Via Del Tè: my personal favorite place in the city. This is a tea shop that is right next to the Sant'Ambrogio market. Here you can buy bags of tea by 50-100grams, with over three hundred type to choose from! You can also have a small lunch here as well!
Ganzo: also next to Sant'Ambrogio market. This is a great aperativo place, as you get to observe local artwork from students studying in Florence! 
Libreria Brac: You ABSOLUTLY must visit here!one of my favorite places, which serves as a small notable book store, a caffe, a lunch/dinner local and and Aperstivo bar! Here only Vegan food is servedm but is still one of the tastiest and most unique menus in all of Florence! Another thing is the decor. After you step inside, you no longer feel like your in Florence, but are transported to a different world. There is a partition in the middle open to the sky, with streamers flying down, the back of the store housing many bookshelves and ecletic wares! 

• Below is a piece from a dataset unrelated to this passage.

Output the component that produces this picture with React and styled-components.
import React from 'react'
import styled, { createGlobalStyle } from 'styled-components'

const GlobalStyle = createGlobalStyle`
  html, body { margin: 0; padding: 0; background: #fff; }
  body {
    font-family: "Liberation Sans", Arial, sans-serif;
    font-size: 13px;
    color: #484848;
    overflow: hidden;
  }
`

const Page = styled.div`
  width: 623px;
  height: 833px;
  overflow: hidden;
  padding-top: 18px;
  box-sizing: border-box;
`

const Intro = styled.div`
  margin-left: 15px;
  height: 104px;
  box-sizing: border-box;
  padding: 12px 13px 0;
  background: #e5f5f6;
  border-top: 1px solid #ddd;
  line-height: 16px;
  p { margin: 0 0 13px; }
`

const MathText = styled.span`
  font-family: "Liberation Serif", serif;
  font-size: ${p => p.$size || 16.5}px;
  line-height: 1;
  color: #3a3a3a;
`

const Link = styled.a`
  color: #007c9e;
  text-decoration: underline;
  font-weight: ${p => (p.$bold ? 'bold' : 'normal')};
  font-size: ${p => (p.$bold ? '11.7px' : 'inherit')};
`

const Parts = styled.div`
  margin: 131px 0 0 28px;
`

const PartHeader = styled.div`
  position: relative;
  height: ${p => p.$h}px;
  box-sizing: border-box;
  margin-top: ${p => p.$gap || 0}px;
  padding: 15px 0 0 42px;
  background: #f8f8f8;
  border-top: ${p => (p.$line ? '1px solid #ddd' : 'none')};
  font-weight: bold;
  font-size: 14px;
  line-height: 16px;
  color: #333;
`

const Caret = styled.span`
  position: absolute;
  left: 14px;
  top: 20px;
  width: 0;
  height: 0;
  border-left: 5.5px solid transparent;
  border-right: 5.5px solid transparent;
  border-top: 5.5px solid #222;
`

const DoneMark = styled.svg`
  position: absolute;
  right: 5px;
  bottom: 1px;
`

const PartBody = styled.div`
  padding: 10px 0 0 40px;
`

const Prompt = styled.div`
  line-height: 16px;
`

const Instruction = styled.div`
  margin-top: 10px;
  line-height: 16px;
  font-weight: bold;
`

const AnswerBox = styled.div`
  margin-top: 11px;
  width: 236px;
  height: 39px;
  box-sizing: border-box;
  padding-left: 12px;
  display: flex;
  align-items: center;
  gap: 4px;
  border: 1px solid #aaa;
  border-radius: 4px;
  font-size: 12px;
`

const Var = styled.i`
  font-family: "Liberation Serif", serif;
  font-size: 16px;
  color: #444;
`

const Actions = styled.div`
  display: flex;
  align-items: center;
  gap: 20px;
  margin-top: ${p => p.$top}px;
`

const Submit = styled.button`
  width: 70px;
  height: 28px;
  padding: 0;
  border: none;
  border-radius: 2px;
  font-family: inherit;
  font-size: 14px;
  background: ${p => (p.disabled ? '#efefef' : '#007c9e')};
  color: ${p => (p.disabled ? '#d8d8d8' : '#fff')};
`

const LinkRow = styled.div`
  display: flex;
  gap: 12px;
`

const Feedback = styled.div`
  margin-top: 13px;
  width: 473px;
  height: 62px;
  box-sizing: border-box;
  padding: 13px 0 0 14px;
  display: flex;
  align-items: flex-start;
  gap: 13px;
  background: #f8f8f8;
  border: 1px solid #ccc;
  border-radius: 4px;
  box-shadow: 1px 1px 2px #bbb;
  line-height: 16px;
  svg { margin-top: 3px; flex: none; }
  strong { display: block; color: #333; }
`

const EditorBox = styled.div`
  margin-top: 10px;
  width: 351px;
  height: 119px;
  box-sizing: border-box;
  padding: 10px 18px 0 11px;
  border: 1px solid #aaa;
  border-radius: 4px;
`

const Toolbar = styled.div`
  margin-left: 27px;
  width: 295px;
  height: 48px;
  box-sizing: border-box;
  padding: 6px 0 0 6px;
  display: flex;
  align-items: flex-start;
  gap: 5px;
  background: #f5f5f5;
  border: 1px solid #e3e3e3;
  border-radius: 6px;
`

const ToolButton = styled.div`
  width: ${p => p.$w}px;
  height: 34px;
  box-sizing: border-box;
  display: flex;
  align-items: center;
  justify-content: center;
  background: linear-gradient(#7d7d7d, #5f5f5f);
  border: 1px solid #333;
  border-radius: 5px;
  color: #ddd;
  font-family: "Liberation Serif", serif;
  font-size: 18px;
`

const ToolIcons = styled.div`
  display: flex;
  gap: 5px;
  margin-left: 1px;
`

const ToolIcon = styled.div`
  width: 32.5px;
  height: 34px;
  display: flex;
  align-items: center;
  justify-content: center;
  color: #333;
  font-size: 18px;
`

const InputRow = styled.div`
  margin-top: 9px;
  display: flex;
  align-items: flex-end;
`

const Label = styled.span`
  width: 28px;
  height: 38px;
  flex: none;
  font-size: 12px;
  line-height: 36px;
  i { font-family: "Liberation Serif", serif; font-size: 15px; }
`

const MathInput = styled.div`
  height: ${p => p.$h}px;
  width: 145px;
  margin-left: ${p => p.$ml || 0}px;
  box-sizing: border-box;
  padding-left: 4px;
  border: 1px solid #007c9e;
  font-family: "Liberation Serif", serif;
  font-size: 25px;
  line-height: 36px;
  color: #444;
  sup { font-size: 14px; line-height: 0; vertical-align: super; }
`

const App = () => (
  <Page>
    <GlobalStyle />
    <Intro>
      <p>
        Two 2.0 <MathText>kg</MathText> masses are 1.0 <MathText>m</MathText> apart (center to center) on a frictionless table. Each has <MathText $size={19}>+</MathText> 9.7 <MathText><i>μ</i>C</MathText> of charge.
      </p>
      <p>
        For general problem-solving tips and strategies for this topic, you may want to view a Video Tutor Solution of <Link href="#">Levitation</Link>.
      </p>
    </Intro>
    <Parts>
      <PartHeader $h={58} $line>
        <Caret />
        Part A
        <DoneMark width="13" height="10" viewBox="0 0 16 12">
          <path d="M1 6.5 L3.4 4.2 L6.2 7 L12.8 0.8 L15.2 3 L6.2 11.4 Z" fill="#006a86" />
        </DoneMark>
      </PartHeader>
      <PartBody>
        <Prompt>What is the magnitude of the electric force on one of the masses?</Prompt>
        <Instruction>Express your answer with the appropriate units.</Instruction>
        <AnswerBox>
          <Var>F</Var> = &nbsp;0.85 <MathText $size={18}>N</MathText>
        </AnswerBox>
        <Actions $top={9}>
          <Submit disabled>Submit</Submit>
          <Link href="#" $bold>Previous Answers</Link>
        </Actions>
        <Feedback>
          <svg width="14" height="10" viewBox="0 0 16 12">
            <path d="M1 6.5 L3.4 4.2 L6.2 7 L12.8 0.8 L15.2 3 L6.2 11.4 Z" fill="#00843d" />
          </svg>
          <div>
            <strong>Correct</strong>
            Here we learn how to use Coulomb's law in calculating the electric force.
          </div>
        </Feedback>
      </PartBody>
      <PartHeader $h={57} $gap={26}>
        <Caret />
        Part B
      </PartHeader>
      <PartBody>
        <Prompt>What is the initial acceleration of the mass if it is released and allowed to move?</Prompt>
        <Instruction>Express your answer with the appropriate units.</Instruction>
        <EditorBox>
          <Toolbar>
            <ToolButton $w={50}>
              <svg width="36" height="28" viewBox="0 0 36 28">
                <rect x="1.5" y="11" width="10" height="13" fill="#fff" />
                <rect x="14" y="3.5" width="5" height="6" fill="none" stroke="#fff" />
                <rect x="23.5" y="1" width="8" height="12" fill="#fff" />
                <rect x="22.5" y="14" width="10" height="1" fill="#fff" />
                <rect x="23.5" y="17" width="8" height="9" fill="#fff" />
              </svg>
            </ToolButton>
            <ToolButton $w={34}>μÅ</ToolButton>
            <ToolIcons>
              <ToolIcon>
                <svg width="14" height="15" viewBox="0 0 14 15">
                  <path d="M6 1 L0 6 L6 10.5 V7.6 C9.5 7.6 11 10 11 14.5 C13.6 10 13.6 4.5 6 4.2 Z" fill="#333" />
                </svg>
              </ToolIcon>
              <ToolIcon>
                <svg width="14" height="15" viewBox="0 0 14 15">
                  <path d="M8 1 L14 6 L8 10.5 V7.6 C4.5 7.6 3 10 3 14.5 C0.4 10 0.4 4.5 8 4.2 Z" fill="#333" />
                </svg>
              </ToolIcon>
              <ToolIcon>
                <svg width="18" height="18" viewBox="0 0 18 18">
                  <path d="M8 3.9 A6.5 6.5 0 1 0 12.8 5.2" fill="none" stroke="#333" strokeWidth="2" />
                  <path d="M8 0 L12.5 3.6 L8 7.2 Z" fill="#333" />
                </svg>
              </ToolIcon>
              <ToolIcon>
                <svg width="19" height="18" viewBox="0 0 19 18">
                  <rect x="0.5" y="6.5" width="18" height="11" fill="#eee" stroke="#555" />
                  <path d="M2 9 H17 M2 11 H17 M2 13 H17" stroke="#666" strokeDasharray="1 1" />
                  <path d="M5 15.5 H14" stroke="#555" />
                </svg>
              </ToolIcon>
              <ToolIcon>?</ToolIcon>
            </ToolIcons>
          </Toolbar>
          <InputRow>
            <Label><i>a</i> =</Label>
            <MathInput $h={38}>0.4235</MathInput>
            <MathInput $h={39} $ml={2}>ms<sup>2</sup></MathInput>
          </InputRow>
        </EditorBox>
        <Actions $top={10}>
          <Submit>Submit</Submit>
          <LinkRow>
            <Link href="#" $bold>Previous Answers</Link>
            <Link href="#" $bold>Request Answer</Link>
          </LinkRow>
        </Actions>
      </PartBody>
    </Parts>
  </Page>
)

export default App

Yellow Bar: best pizza in all of Florence. 

Travelers List
What to pack? Amazing walking shoes! NO HEELS on those cobbled stones girls! Leave that to the real Italians! 
Money? They use the Euro, take enough for the local markets, entry to museums, and food! Mostly food!
What to take on a day out? Walking shoes, camera, and your map of the city. Petty theft not very common, but still be carful. 
Danger? Gypsies. They are on every street corner, every day. Beware give them anything and they will keep at you for more! 
When to Go? Anytime! 
Must See? Piazza Michelangelo, the Uffizi Gallery, and Sant'Ambrogio Market.